Diketahui, Program BSPS tersebut merupakan Program Pada tahun 2024 sebanyak 5.600 penerima, tersebar di 330 desa di Kabupaten Sumenep.
Bahkan, Anehnya, Kordinator kabupaten (Korkab) Program BSPS diduga memperjualbelikan program bantuan tersebut kepada kepala desa dengan tarif Rp 3,5 juta hingga 8Juta per-unit, “kata Syaiful Bahri, Ketua Aktivis Aliansi Pemuda Reformasi Melawan (ALARM) kepada Media nusainsider.com, Minggu 12 Januari 2024.
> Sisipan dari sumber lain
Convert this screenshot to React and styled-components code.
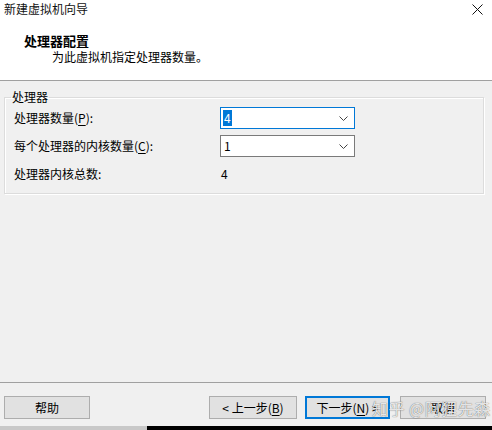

Pihaknya menemukan, ada salahsatu desa mengaku mendapatkan Bahan dan ongkos tukang sebesar kurang lebih 12Jt dari Bantuan sebesar 20Jt tersebut.
Lalu, misalkan hal itu rata dari 5.600 penerima dikalikan dengan Dana jual Beli per-unit anggap saja hitungan Maksimal 8Jt. Maka Korkab bisa mendapatkan Hasil Puluhan miliar rupiah.
Padahal, Bantuan tersebut harus sepenuhnya di Realisasikan sebagaimana Rencana Anggaran Biaya (RAB) pengajuan hingga penerima Program betul-betul merasa terbantu bukan Justru terbebani, “Imbuhnya.
Menurutnya, dirinya bersama Aktivis ALARM masih terus mengumpulkan berbagai Fakta dan melengkapi seluruh penerima yang Merasa Terbebani bahkan juga Ketidakselesaian Program tersebut sesuai RAB serta akan menempuh Jalur Hukum.
“Itu program murni bantuan dari pemerintah pusat. Namun ketika sampai ke Daerah justru diperjualbelikan. Jelas Ini mencederai kepercayaan masyarakat dan Merugikan niat baik Negara” tegasnya.
Syaiful sapaan akrabnya mendesak pemerintah terkait dalam hal ini Kementerian PUPR agar segera mengusut tuntas dugaan ini agar program BSPS berjalan sesuai tujuan awal yakni membantu masyarakat, bukan justru Membebani dengan menjadikan ladang korupsi oleh Oknum, “Tambahnya.
Apalagi, ada Laporan bahwa ada penerima yang tidak layak namun tetap mendapatkan Bantuan tersebut. Kualifikasinya, Rumahnya Bagus (red. Ber-keramik) justru Dapat sementara disamping rumahnya ada yang memang tidak layak huni justru tidak mendapatkan bantuan tersebut.
Hal itu juga patut kami duga ada ketidakberesan yang ter-struktur antara Korkab, Kepala desa dan Pendamping. Apalagi juga ada penerima yang statusnya sebagai Carek/Sekretaris desa, “Pungkasnya.
Ditambahkan, Meskipun SK Turun maka pendamping berhak mencopot jika penerima tidak layak dapat karena misalnya Rumahnya sudah bagus atau masih layak.
Oleh karena itu, kami komitmen kedepan akan terus mengkawal kasus ini hingga ke penegak hukum supaya masyarakat tidak lagi ditipu oleh Oknum yang hanya mementingkan perutnya sendiri dengan memanipulasi program kesejahteraan masyarakat, “Tambahnya
Hingga Berita ini Dinaikkan, Chat whatsapp pewarta belum juga direspon hingga berita ini di Tayangkan.